Ahmad Chalabi and his nephew Salem Chalabi said yesterday that warrants issued for their arrests by Iraq's Central Criminal Court were part of a political conspiracy trumped up by former president Saddam Hussein loyalists.
Ahmad Chalabi, a former Gov-erning Council member with strong US ties, was wanted in Iraq on counterfeiting charges, while Salem Chalabi, head of the special tribunal in charge of trying Saddam, faced an arrest warrant for murder, Iraq's chief investigating judge said on Sunday.
PHOTO: REUTERS
Both men, who were abroad, strenuously denied the charges and attacked Judge Zuhair al-Maliky, the man who signed the warrants on Saturday.
"He has consistently attempted to manipulate the justice system for political purposes," Ahmad Chalabi said in a statement yesterday.
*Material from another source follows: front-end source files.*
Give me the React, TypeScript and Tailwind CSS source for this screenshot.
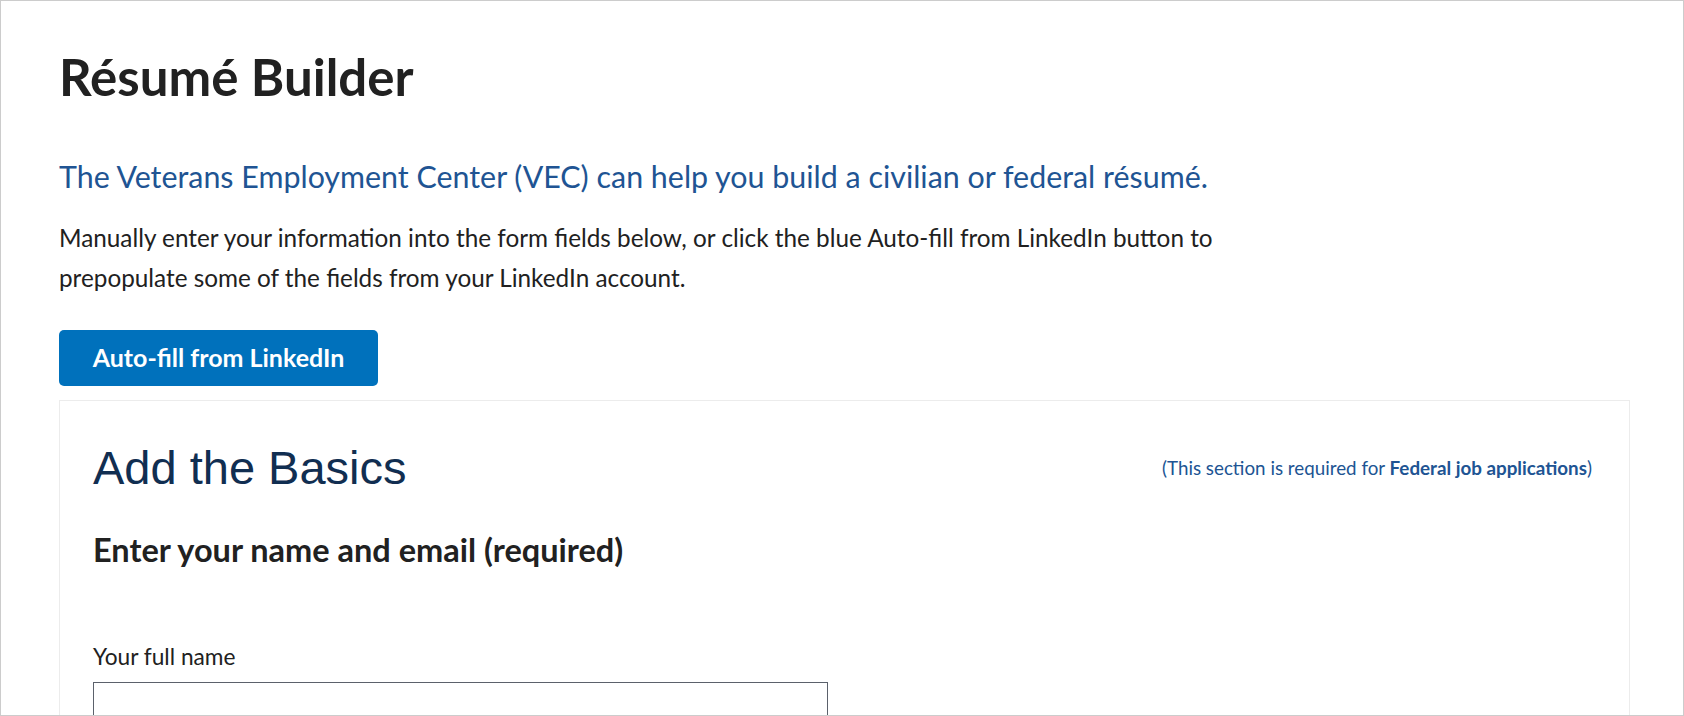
import React from "react";

const sans = "font-['Lato','Open_Sans',sans-serif]";

function BasicsCard() {
    return (
        <div className="mt-[14px] w-[1571px] border border-[#ececec] pl-[33px] pr-[37px] pt-[39px]">
            <div className="flex items-center justify-between">
                <h2 className="font-['Liberation_Sans',Arial,sans-serif] text-[47px] leading-[56px] font-normal text-[#112e51]">
                    Add the Basics
                </h2>
                <p className={`${sans} text-[18.8px] text-[#205493]`}>
                    (This section is required for <span className="font-bold">Federal job applications</span>)
                </p>
            </div>
            <h3 className={`${sans} mt-[36px] text-[32.5px] leading-[36px] font-bold text-[#212121]`}>
                Enter your name and email (required)
            </h3>
            <label className={`${sans} mt-[74px] block text-[22.7px] leading-[30px] text-[#212121]`} htmlFor="fullname">
                Your full name
            </label>
            <input
                id="fullname"
                type="text"
                className="mt-[10px] block h-[44px] w-[735px] border border-[#5b616b] bg-white"
            />
        </div>
    )
}

export default function App() {
    return (
        <div className="h-[716px] w-[1684px] overflow-hidden border border-[#cccccc] bg-white">
            <div className={`${sans} pl-[58px] pt-[48px] text-[#212121]`}>
                <h1 className="text-[51px] leading-[56px] font-bold">Résumé Builder</h1>
                <p className="mt-[51px] text-[30.4px] leading-[40px] text-[#205493]">
                    The Veterans Employment Center (VEC) can help you build a civilian or federal résumé.
                </p>
                <p className="mt-[22px] w-[1230px] text-[24.3px] leading-[40px]">
                    Manually enter your information into the form fields below, or click the blue Auto-fill from LinkedIn button to
                    <br />
                    prepopulate some of the fields from your LinkedIn account.
                </p>
                <button
                    type="button"
                    className="mt-[32px] h-[56px] w-[319px] rounded-[5px] bg-[#0071bc] text-[25px] font-bold text-white"
                >
                    Auto-fill from LinkedIn
                </button>
                <BasicsCard />
            </div>
        </div>
    )
}
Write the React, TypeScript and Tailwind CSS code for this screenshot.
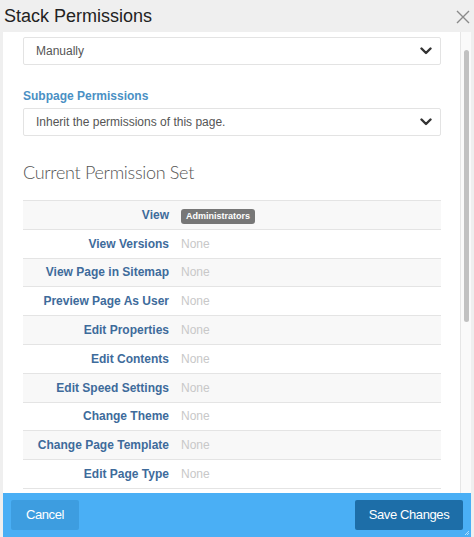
import React from "react";

const rows: { label: string; value?: string }[] = [
  { label: "View", value: "Administrators" },
  { label: "View Versions" },
  { label: "View Page in Sitemap" },
  { label: "Preview Page As User" },
  { label: "Edit Properties" },
  { label: "Edit Contents" },
  { label: "Edit Speed Settings" },
  { label: "Change Theme" },
  { label: "Change Page Template" },
  { label: "Edit Page Type" },
];

function Chevron() {
  return (
    <svg width="12" height="8" viewBox="0 0 12 8" className="text-[#333]">
      <path d="M1.5 1.5 L6 6 L10.5 1.5" fill="none" stroke="currentColor" strokeWidth="2.4" strokeLinecap="round" strokeLinejoin="round" />
    </svg>
  );
}

function Select({ text }: { text: string }) {
  return (
    <div className="flex h-[28px] items-center justify-between rounded-[2px] border border-[#e3e3e3] bg-white pl-[12px] pr-[8px] text-[12px] text-[#555]">
      <span>{text}</span>
      <Chevron />
    </div>
  );
}

export default function App() {
  return (
    <div
      className="flex h-[537px] w-[474px] flex-col overflow-hidden bg-[#efefef]"
      style={{ fontFamily: '"Liberation Sans", Arial, Helvetica, sans-serif' }}
    >
      <div className="relative flex h-[32px] shrink-0 items-center pl-[4px]">
        <span className="text-[18px] leading-none text-[#222]">Stack Permissions</span>
        <svg className="absolute right-[4px] top-[10px]" width="14" height="14" viewBox="0 0 14 14">
          <path d="M1 1 L13 13 M13 1 L1 13" stroke="#8a8a8a" strokeWidth="1.4" />
        </svg>
      </div>
      <div className="ml-[3px] mr-[3px] flex min-h-0 flex-1 bg-white">
        <div className="flex min-w-0 flex-1 flex-col overflow-hidden pl-[20px] pr-[19px] pt-[5px]">
          <Select text="Manually" />
          <div className="mt-[24px] text-[12px] font-bold leading-[14px] text-[#4a90c4]">Subpage Permissions</div>
          <div className="mt-[5px]">
            <Select text="Inherit the permissions of this page." />
          </div>
          <div
            className="mt-[24px] text-[18px] leading-[24px] tracking-[-0.3px] text-[#555]"
            style={{ fontFamily: 'Lato, "Liberation Sans", Arial, sans-serif', fontWeight: 300 }}
          >
            Current Permission Set
          </div>
          <div className="mt-[16px] border-t border-[#e4e4e4]">
            {rows.map((r, i) => (
              <div
                key={r.label}
                className={`flex h-[28.8px] items-center border-b border-[#e4e4e4] text-[12px] ${i % 2 === 0 ? "bg-[#f8f8f8]" : "bg-white"}`}
              >
                <div className="w-[152px] shrink-0 pr-[6px] text-right font-bold text-[#3e6b9b]">{r.label}</div>
                <div className="pl-[6px]">
                  {r.value ? (
                    <span className="inline-block rounded-[3px] bg-[#777] px-[5px] py-[1px] text-[9px] font-bold leading-[13px] text-white">
                      {r.value}
                    </span>
                  ) : (
                    <span className="text-[#c8c8c8]">None</span>
                  )}
                </div>
              </div>
            ))}
          </div>
        </div>
        <div className="relative w-[11px] shrink-0 border-l border-[#e6e6e6] bg-[#fafafa]">
          <div className="absolute left-[3px] top-[18px] h-[272px] w-[5px] rounded-full bg-[#c1c1c1]" />
        </div>
      </div>
      <div className="relative ml-[3px] mr-[3px] flex h-[44px] shrink-0 items-center justify-between bg-[#4aaff5] px-[8px]">
        <button className="h-[30px] w-[68px] rounded-[2px] bg-[#3d9de0] text-[13px] tracking-[-0.4px] text-white">Cancel</button>
        <button className="h-[30px] w-[108px] rounded-[2px] bg-[#1d6ea8] text-[13px] tracking-[-0.4px] text-white">Save Changes</button>
        <svg className="absolute bottom-[1px] right-[1px]" width="6" height="6" viewBox="0 0 6 6">
          <path d="M5 1 L1 5 M5 3 L3 5" stroke="#ffffff" strokeWidth="0.8" opacity="0.7" />
        </svg>
      </div>
    </div>
  );
}
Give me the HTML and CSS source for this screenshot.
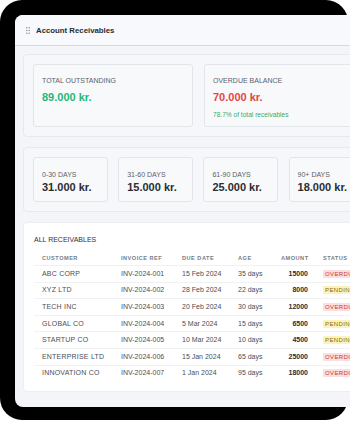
FILE: index.html
```html
<!DOCTYPE html>
<html lang="en">
<head>
  <meta charset="UTF-8">
  <meta name="viewport" content="width=device-width, initial-scale=1.0">
  <title>Account Receivables</title>
  <link rel="stylesheet" href="styles.css">
</head>
<body>
  <div class="device">
    <div class="screen">
      <div class="header">
        <svg class="grip" width="4" height="7" viewBox="0 0 4 7">
          <circle cx="0.8" cy="0.8" r="0.75"/><circle cx="3.2" cy="0.8" r="0.75"/>
          <circle cx="0.8" cy="3.5" r="0.75"/><circle cx="3.2" cy="3.5" r="0.75"/>
          <circle cx="0.8" cy="6.2" r="0.75"/><circle cx="3.2" cy="6.2" r="0.75"/>
        </svg>
        <span class="title">Account Receivables</span>
      </div>

      <div class="content">
        <div class="panel">
          <div class="stats">
            <div class="card stat">
              <div class="label">Total Outstanding</div>
              <div class="value green">89.000 kr.</div>
            </div>
            <div class="card stat">
              <div class="label">Overdue Balance</div>
              <div class="value red">70.000 kr.</div>
              <div class="note">78.7% of total receivables</div>
            </div>
          </div>
        </div>

        <div class="panel">
          <div class="aging">
            <div class="card age"><div class="label">0-30 Days</div><div class="value">31.000 kr.</div></div>
            <div class="card age"><div class="label">31-60 Days</div><div class="value">15.000 kr.</div></div>
            <div class="card age"><div class="label">61-90 Days</div><div class="value">25.000 kr.</div></div>
            <div class="card age"><div class="label">90+ Days</div><div class="value">18.000 kr.</div></div>
          </div>
        </div>

        <div class="panel list">
          <div class="list-title">All Receivables</div>
          <table>
            <colgroup>
              <col style="width:79px"><col style="width:61px"><col style="width:56px">
              <col style="width:43px"><col style="width:43px"><col>
            </colgroup>
            <thead>
              <tr><th>Customer</th><th>Invoice Ref</th><th>Due Date</th><th>Age</th><th class="num">Amount</th><th>Status</th></tr>
            </thead>
            <tbody>
              <tr><td>ABC Corp</td><td>INV-2024-001</td><td>15 Feb 2024</td><td>35 days</td><td class="num">15000</td><td><span class="badge overdue">Overdue</span></td></tr>
              <tr><td>XYZ Ltd</td><td>INV-2024-002</td><td>28 Feb 2024</td><td>22 days</td><td class="num">8000</td><td><span class="badge pending">Pending</span></td></tr>
              <tr><td>Tech Inc</td><td>INV-2024-003</td><td>20 Feb 2024</td><td>30 days</td><td class="num">12000</td><td><span class="badge overdue">Overdue</span></td></tr>
              <tr><td>Global Co</td><td>INV-2024-004</td><td>5 Mar 2024</td><td>15 days</td><td class="num">6500</td><td><span class="badge pending">Pending</span></td></tr>
              <tr><td>Startup Co</td><td>INV-2024-005</td><td>10 Mar 2024</td><td>10 days</td><td class="num">4500</td><td><span class="badge pending">Pending</span></td></tr>
              <tr><td>Enterprise Ltd</td><td>INV-2024-006</td><td>15 Jan 2024</td><td>65 days</td><td class="num">25000</td><td><span class="badge overdue">Overdue</span></td></tr>
              <tr><td>Innovation Co</td><td>INV-2024-007</td><td>1 Jan 2024</td><td>95 days</td><td class="num">18000</td><td><span class="badge overdue">Overdue</span></td></tr>
            </tbody>
          </table>
        </div>
      </div>
    </div>
  </div>
</body>
</html>
```

FILE: styles.css
```css
body { margin: 0; background: #fff; font-family: "Liberation Sans", Arial, sans-serif; color: #2b2e34; overflow: hidden; }

.device { width: 348px; height: 420px; box-sizing: border-box; padding: 15px 0 13px 15px; background: #000; border-radius: 22px; }
.screen { width: 369px; height: 392px; background: #f3f5f8; border-radius: 8px 0 0 8px; overflow: hidden; }

.header { height: 30px; display: flex; align-items: center; padding-left: 11px; background: #f7f9fc; border-bottom: 1px solid #d6d9de; }
.grip { fill: #8a8f98; margin-right: 6px; }
.title { font-size: 7.8px; font-weight: bold; color: #2a2c31; }

.content { padding: 8px 8px 0 8px; display: flex; flex-direction: column; gap: 10px; }
.panel { background: #f6f7fa; border: 1px solid #e7e9ed; border-radius: 4px; padding: 9px; }

.card { background: #f8f9fb; border: 1px solid #e2e5ea; border-radius: 3px; box-sizing: border-box; }
.label { font-size: 7px; text-transform: uppercase; color: #5a5f69; line-height: 8px; }
.value { font-size: 11px; font-weight: bold; color: #2a2d33; line-height: 13px; }
.green { color: #27b877; }
.red { color: #e64545; }
.note { font-size: 6.6px; color: #3caa6a; margin-top: 7px; line-height: 8px; }

.stats { display: grid; grid-template-columns: 160px 160px; gap: 11px; }
.stat { height: 63px; padding: 12px 8px 0 8px; }
.stat .value { margin-top: 6px; }

.aging { display: grid; grid-template-columns: repeat(4, 74.5px); gap: 10.7px; }
.age { height: 45px; padding: 13px 8px 0 8px; }
.age .value { margin-top: 2px; }

.panel.list { background: #fff; border-color: #eceef1; padding: 13px 10px 10px 10px; }
.list-title { font-size: 7px; text-transform: uppercase; color: #2f3238; line-height: 8px; margin-bottom: 7px; }

table { width: 331px; table-layout: fixed; border-collapse: collapse; }
th, td { padding: 0 8px; text-align: left; white-space: nowrap; overflow: visible; line-height: 8px; }
th:last-child, td:last-child { padding-left: 7px; }
th { font-size: 5.6px; letter-spacing: 0.5px; font-weight: bold; color: #767c87; text-transform: uppercase; height: 14px; }
td { font-size: 7px; color: #4a4e56; height: 15.6px; border-top: 1px solid #f0f1f3; }
td:first-child { text-transform: uppercase; letter-spacing: 0.2px; }
.num { text-align: right; }
td.num { font-weight: bold; color: #2a2d33; }
.badge { display: inline-block; font-size: 6px; letter-spacing: 0.4px; text-transform: uppercase; padding: 1px 2px; line-height: 6px; border-radius: 1px; }
.overdue { background: #fddede; color: #c93a3a; }
.pending { background: #fdf3b8; color: #8a6a08; }
```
Al-Maliky, he said, "is not a bona fide Iraqi judge but rather an unqualified person who was put in his position by the American occupation authorities."
Al-Maliky said on Sunday that the two men should be arrested and questioned.
"If there is enough evidence they will be sent to trial," he said.
Salem Chalabi said the murder charge would play into the hands of former Baathist officials, including Saddam, who is facing trial for war crimes before his nephew's tribunal.
"They can easily make allegations that this whole process is fraud because the director of the tribunal has all these charges against him. Initially I suspected that these charges were trumped up by Baathists," he said by telephone from London.
In Washington, the Bush administration had no comment about the charges against the Chalabis.
The warrant was the latest blow against the elder Chalabi, who has been pushed from the centers of power. A longtime exile opposition leader, he had been a favorite of many in the Pentagon but fell out with the Americans in the weeks before the US occupation ended.
Meanwhile, a firebrand Shiite cleric yesterday defied demands from Iraq's interim government that his militia pull out of Najaf, after days of fierce fighting with US Marines who claim to have killed 360 of his fighters.
Heavily armed Marines backed by aircraft tightened their noose around the holy city in heavy battles yesterday, but a senior US military official denied coalition forces were hunting the young cleric, Moqtada al-Sadr.
Sadr thundered defiance during a news conference at Najaf's holiest shrine, the Imam Ali mosque.
"The Mehdi Army and I will keep resisting. I will stay in holy Najaf and will never leave," Sadr said. "I will stay here until my last drop of blood."
The fresh Shiite uprising poses the most serious test yet for interim Prime Minister Iyad Allawi since he took over from US-led occupiers on June 28.
The US military official said Marines had killed at least 360 loyalists from Sadr's Mehdi Army militia since the uprising in Najaf erupted on Thursday.
Fresh clashes broke out in a Shiite district of Baghdad named after Sadr's father yesterday as well. The government imposed a curfew from 4pm until 8am until further notice in the sprawling Sadr City slum, home to 2 million people.
Explosions and gunfire echoed from the heart of Najaf. Smoke rose from near an ancient cemetery, scene of hand-to-hand combat in recent days, as US aircraft flew overhead.
Allawi visited the shell-scarred city on Sunday and demanded Sadr's militia back down. Sadr, a hero to Iraq's downtrodden Shiite youth, rejected the order to quit his hometown.
"In the presence of occupation, there are no politics," he said. "You can't twin democracy and occupation, you can't twin freedom and occupation."